-- START OF Stored data --

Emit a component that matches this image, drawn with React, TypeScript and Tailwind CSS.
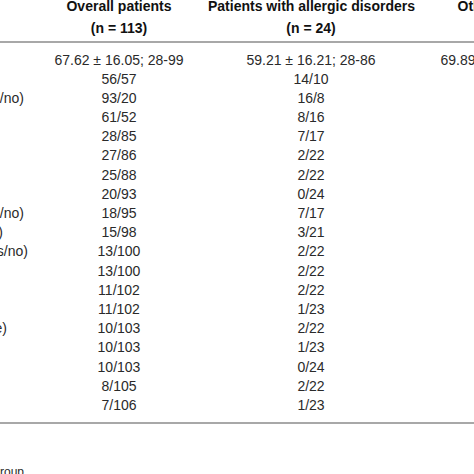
import React from "react";

type Row = { label: string; pr: string; a: string; b: string; c: string };

const rows: Row[] = [
  { label: "", pr: "pr-[6px]", a: "67.62 ± 16.05; 28-99", b: "59.21 ± 16.21; 28-86", c: "69.89 ± 15.36; 30-99" },
  { label: "", pr: "pr-[6px]", a: "56/57", b: "14/10", c: "42/47" },
  { label: "Hypertension (yes/no)", pr: "pr-[6px]", a: "93/20", b: "16/8", c: "77/12" },
  { label: "", pr: "pr-[6px]", a: "61/52", b: "8/16", c: "53/36" },
  { label: "", pr: "pr-[6px]", a: "28/85", b: "7/17", c: "21/68" },
  { label: "", pr: "pr-[6px]", a: "27/86", b: "2/22", c: "25/64" },
  { label: "", pr: "pr-[6px]", a: "25/88", b: "2/22", c: "23/66" },
  { label: "", pr: "pr-[6px]", a: "20/93", b: "0/24", c: "20/69" },
  { label: "Chronic kidney disease (yes/no)", pr: "pr-[6px]", a: "18/95", b: "7/17", c: "11/78" },
  { label: "Dementia (%)", pr: "pr-[27px]", a: "15/98", b: "3/21", c: "12/77" },
  { label: "Atrial fibrillation (yes/no)", pr: "pr-[2px]", a: "13/100", b: "2/22", c: "11/78" },
  { label: "", pr: "pr-[6px]", a: "13/100", b: "2/22", c: "11/78" },
  { label: "", pr: "pr-[6px]", a: "11/102", b: "2/22", c: "9/80" },
  { label: "", pr: "pr-[6px]", a: "11/102", b: "1/23", c: "10/79" },
  { label: "Hepatopathy (%e)", pr: "pr-[23px]", a: "10/103", b: "2/22", c: "8/81" },
  { label: "", pr: "pr-[6px]", a: "10/103", b: "1/23", c: "9/80" },
  { label: "", pr: "pr-[6px]", a: "10/103", b: "0/24", c: "10/79" },
  { label: "", pr: "pr-[6px]", a: "8/105", b: "2/22", c: "6/83" },
  { label: "", pr: "pr-[6px]", a: "7/106", b: "1/23", c: "6/83" },
];

export default function App() {
  return (
    <div
      className="w-[474px] h-[474px] overflow-hidden bg-white text-[#2a2a2a]"
      style={{ fontFamily: '"Liberation Sans", Arial, sans-serif' }}
    >
      <div className="w-[596px]">
        <div className="-mt-[5px] pb-[2px] border-b-2 border-[#a8a8a8] grid grid-cols-[30px_178px_206px_182px] text-[14px] leading-[22px] font-bold text-[#111]">
          <div />
          <div className="text-center whitespace-nowrap">Overall patients<br />(n = 113)</div>
          <div className="text-center whitespace-nowrap">Patients with allergic disorders<br />(n = 24)</div>
          <div className="text-center whitespace-nowrap">Other patients<br />(n = 89)</div>
        </div>
        <div className="pt-[7.5px] pb-[6.5px] border-b-2 border-[#a8a8a8] text-[14px] leading-[19.2px]">
          {rows.map((r, i) => (
            <div key={i} className="grid grid-cols-[30px_178px_206px_182px] h-[19.2px]">
              <div className={`flex justify-end whitespace-nowrap ${r.pr}`}>
                <span>{r.label}</span>
              </div>
              <div className="text-center whitespace-nowrap">{r.a}</div>
              <div className="text-center whitespace-nowrap">{r.b}</div>
              <div className="text-center whitespace-nowrap">{r.c}</div>
            </div>
          ))}
        </div>
        <div className="pt-[40px] text-[12px] leading-[16px]">
          <div className="w-[24px] flex justify-end whitespace-nowrap">
            <span>control group</span>
          </div>
        </div>
      </div>
    </div>
  );
}
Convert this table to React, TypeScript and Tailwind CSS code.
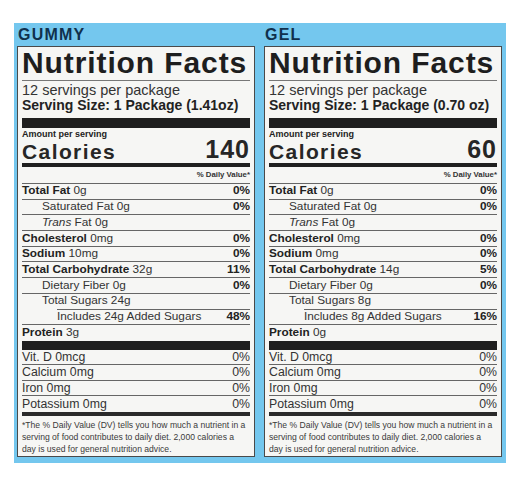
import type { ReactNode } from "react";

type Nutrient = {
  name: ReactNode;
  amount: string;
  dv?: string;
  bold?: boolean;
  indent?: 0 | 1 | 2;
  rule?: "full" | "indent" | "none";
};

type LabelData = {
  title: string;
  serving: string;
  calories: string;
  rows: Nutrient[];
};

const gummy: LabelData = {
  title: "GUMMY",
  serving: "Serving Size: 1 Package (1.41oz)",
  calories: "140",
  rows: [
    { name: "Total Fat", amount: "0g", dv: "0%", bold: true },
    { name: "Saturated Fat", amount: "0g", dv: "0%", indent: 1 },
    { name: <><i>Trans</i> Fat</>, amount: "0g", indent: 1 },
    { name: "Cholesterol", amount: "0mg", dv: "0%", bold: true },
    { name: "Sodium", amount: "10mg", dv: "0%", bold: true },
    { name: "Total Carbohydrate", amount: "32g", dv: "11%", bold: true },
    { name: "Dietary Fiber", amount: "0g", dv: "0%", indent: 1 },
    { name: "Total Sugars", amount: "24g", indent: 1, rule: "indent" },
    { name: "Includes 24g Added Sugars", amount: "", dv: "48%", indent: 2 },
    { name: "Protein", amount: "3g", bold: true, rule: "none" },
  ],
};

const gel: LabelData = {
  title: "GEL",
  serving: "Serving Size: 1 Package (0.70 oz)",
  calories: "60",
  rows: [
    { name: "Total Fat", amount: "0g", dv: "0%", bold: true },
    { name: "Saturated Fat", amount: "0g", dv: "0%", indent: 1 },
    { name: <><i>Trans</i> Fat</>, amount: "0g", indent: 1 },
    { name: "Cholesterol", amount: "0mg", dv: "0%", bold: true },
    { name: "Sodium", amount: "0mg", dv: "0%", bold: true },
    { name: "Total Carbohydrate", amount: "14g", dv: "5%", bold: true },
    { name: "Dietary Fiber", amount: "0g", dv: "0%", indent: 1 },
    { name: "Total Sugars", amount: "8g", indent: 1, rule: "indent" },
    { name: "Includes 8g Added Sugars", amount: "", dv: "16%", indent: 2 },
    { name: "Protein", amount: "0g", bold: true, rule: "none" },
  ],
};

const vitamins = [
  { name: "Vit. D 0mcg", rule: true },
  { name: "Calcium 0mg", rule: true },
  { name: "Iron 0mg", rule: true },
  { name: "Potassium 0mg", rule: false },
];

function NutrientRow({ row }: { row: Nutrient }) {
  const indent =
    row.indent === 2 ? "pl-[35px]" : row.indent === 1 ? "pl-[20px]" : "";
  const rule = row.rule ?? "full";

  return (
    <div className="flex h-[15.7px] flex-col">
      <div className={`flex flex-1 items-center justify-between ${indent}`}>
        <span className="whitespace-nowrap">
          {row.bold ? (
            <span className="font-bold text-[#222]">{row.name}</span>
          ) : (
            row.name
          )}
          {row.amount && <> {row.amount}</>}
        </span>
        {row.dv && <span className="font-bold text-[#222]">{row.dv}</span>}
      </div>
      {rule === "full" && <div className="h-px bg-[#666]" />}
      {rule === "indent" && <div className="ml-[35px] h-px bg-[#666]" />}
    </div>
  );
}

function Label({ data }: { data: LabelData }) {
  return (
    <div className="flex flex-1 flex-col">
      <div className="h-[23px] pl-[1px] text-[16px] leading-[23px] font-bold tracking-[1.2px] text-[#10304d]">
        {data.title}
      </div>

      <div className="border border-[#4a4a4a] bg-[#f6f6f4] px-[4px] pt-[1px] pb-[1px] text-[#333]">
        <div className="h-[30px] text-[30px] leading-[30px] font-bold tracking-[0.9px] whitespace-nowrap text-[#1e1e1e]">
          Nutrition Facts
        </div>
        <div className="mt-[2px] h-px bg-[#777]" />

        <div className="pt-[2px] text-[14.5px] leading-[15px]">12 servings per package</div>
        <div className="text-[14px] leading-[15px] font-bold whitespace-nowrap text-[#222]">
          {data.serving}
        </div>

        <div className="mt-[5px] h-[10px] bg-[#1f1f1f]" />

        <div className="mt-[2px] h-[10px] text-[9px] leading-[9px] font-bold text-[#222]">
          Amount per serving
        </div>
        <div className="flex h-[23px] items-end justify-between font-bold text-[#262626]">
          <span className="self-start text-[21px] leading-[23px] tracking-[1.4px]">Calories</span>
          <span className="mb-[4px] text-[25px] leading-[20px] tracking-[1px]">{data.calories}</span>
        </div>

        <div className="h-[4px] bg-[#1f1f1f]" />

        <div className="flex h-[17px] items-center justify-end border-b border-[#666] text-[7.8px] font-bold text-[#333]">
          % Daily Value*
        </div>

        <div className="text-[11.8px] leading-none">
          {data.rows.map((row, i) => (
            <NutrientRow key={i} row={row} />
          ))}
        </div>

        <div className="h-[9px] bg-[#1f1f1f]" />

        <div className="text-[12.3px] leading-none">
          {vitamins.map((v) => (
            <div key={v.name} className="flex h-[15.5px] flex-col">
              <div className="flex flex-1 items-center justify-between">
                <span>{v.name}</span>
                <span>0%</span>
              </div>
              {v.rule && <div className="h-px bg-[#666]" />}
            </div>
          ))}
        </div>

        <div className="h-[4px] bg-[#2a2a2a]" />

        <p className="pt-[3px] text-[8.6px] leading-[12px] whitespace-nowrap text-[#3a3a3a]">
          *The % Daily Value (DV) tells you how much a nutrient in a
          <br />
          serving of food contributes to daily diet. 2,000 calories a
          <br />
          day is used for general nutrition advice.
        </p>
      </div>
    </div>
  );
}

export default function App() {
  return (
    <div className="min-h-[481px] bg-white pt-[23px] pl-[14px] font-['Liberation_Sans',Arial,sans-serif]">
      <div className="flex w-[492px] gap-[9px] bg-[#74c7ee] pr-[4px] pb-[6px] pl-[3px]">
        <Label data={gummy} />
        <Label data={gel} />
      </div>
    </div>
  );
}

-- END OF Stored data --

▶ Task prompt:
Every line from the start of the listing above through the line with "string; pr: string;" should be repeated exactly; skip the pictures and add nothing else.

▶ Answer to this task:
Emit a component that matches this image, drawn with React, TypeScript and Tailwind CSS.
import React from "react";

type Row = { label: string; pr: string; a: string; b: string; c: string };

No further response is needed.